La conseguenza di tale timore che immobilizza è inoltre un vortice di insoddisfazione che chiama insoddisfazione, oppure quell’intelligenza senza sentimento di cui lo psicoterapeuta e studioso Umberto Galimberti condanna le conseguenze, le quali si ricollegano in extremis anche alla banalità del male di cui la filosofa Hannah Arendt avvertì le atrocità. Ovvero, agire con lucidità impressionante e con ancora più impressionante assenza di consapevolezza di danneggiare gli altri, nell’indifferenza.
L’apatia è senz’altro stata favorita dal confinamento in casa della lunga quarantena, che ha provocato l’esasperazione dell’istinto egoista in grado di vedere solo i propri bisogni. La competitività generalizzata scoraggia l’inserimento, come il non riuscire a aderire ai modelli di perfezione che la comunità del “Mi piace” sembra imporre.
Questo disagio è tristemente testimoniato dall’incremento del 75% delle tendenze suicide in Italia nell’ultimo biennio.
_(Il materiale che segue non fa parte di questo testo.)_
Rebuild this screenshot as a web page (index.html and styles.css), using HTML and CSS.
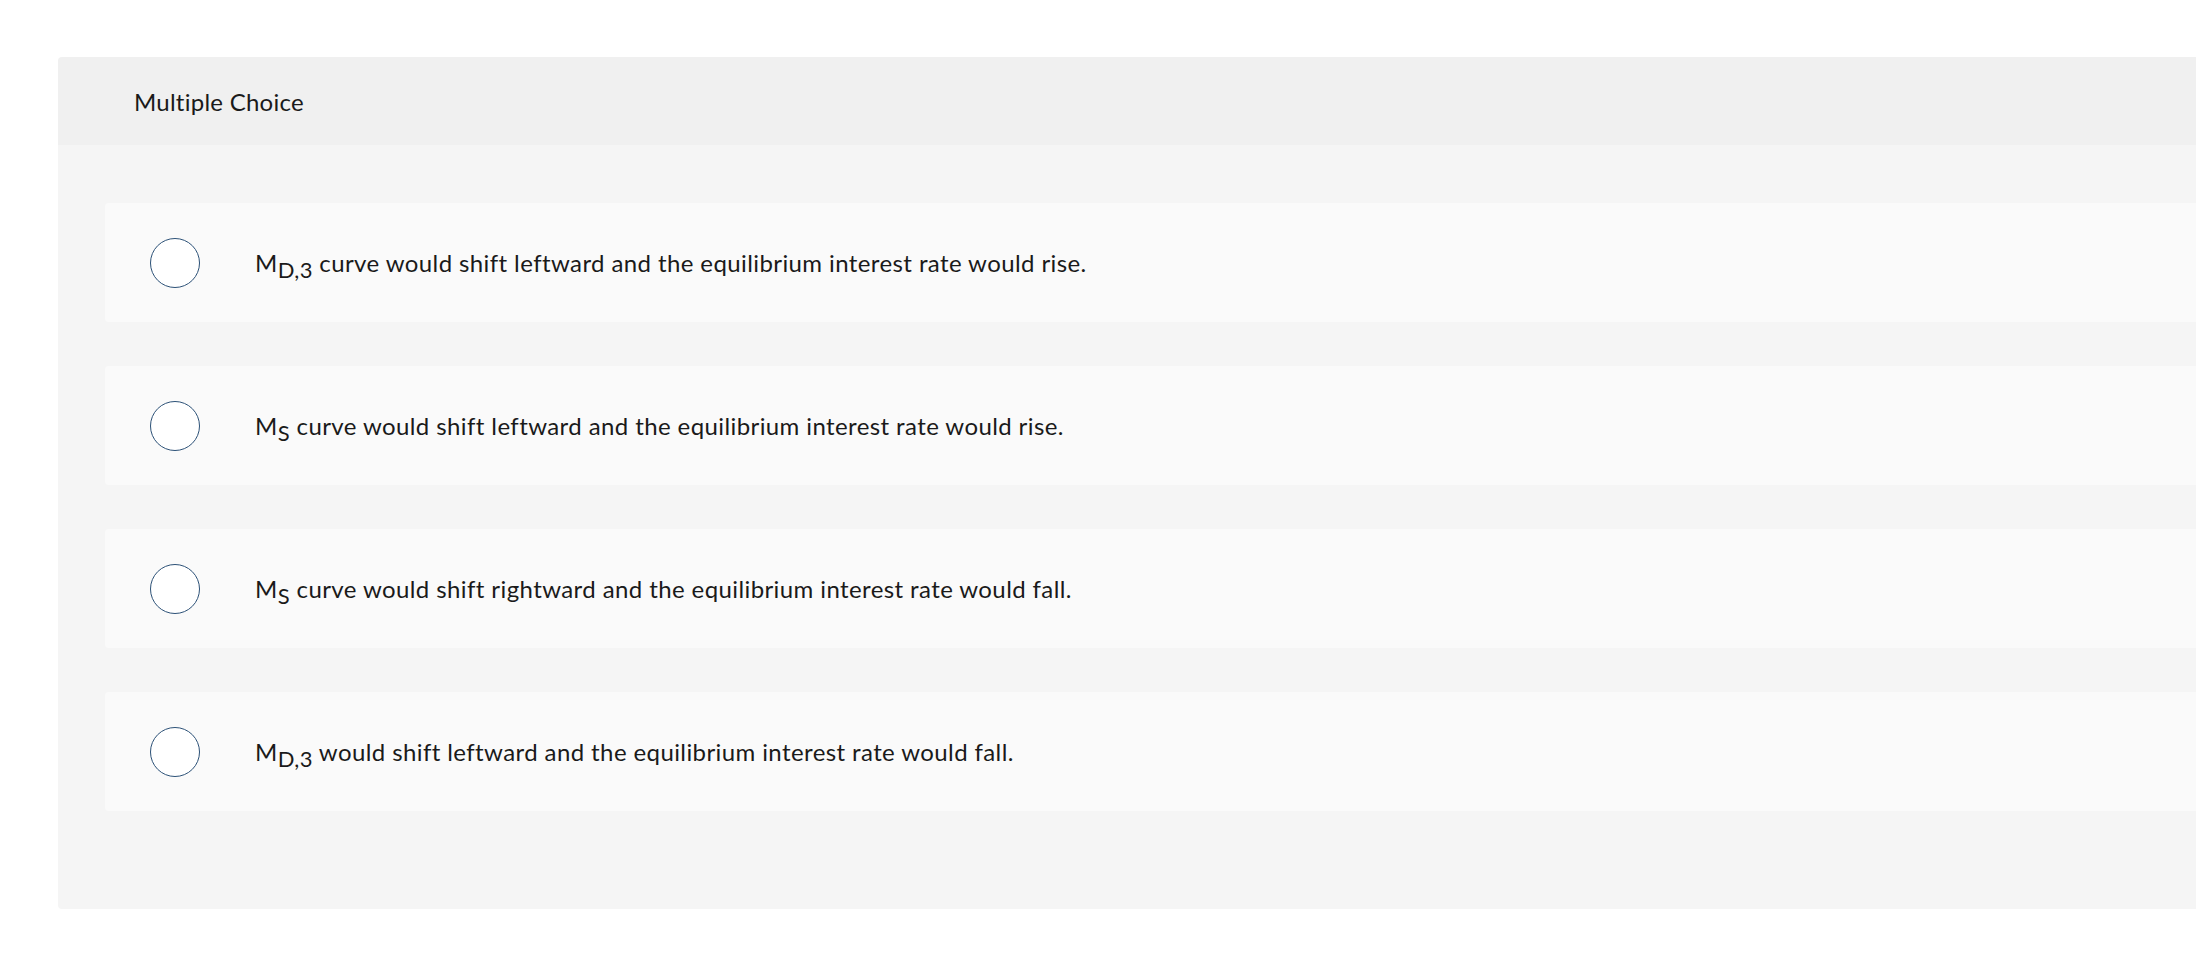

Perché i discorsi sull’impegno e il sostegno reciproco facciano davvero breccia, non diventino meri argomenti da conversazione, deve quindi partire una lotta all’apatia da dentro, trovare motivazioni autentiche e non basate sull’ipocrisia, convincendoci dell’importanza di costruire un benessere comune, senza il quale di benessere non si può parlare.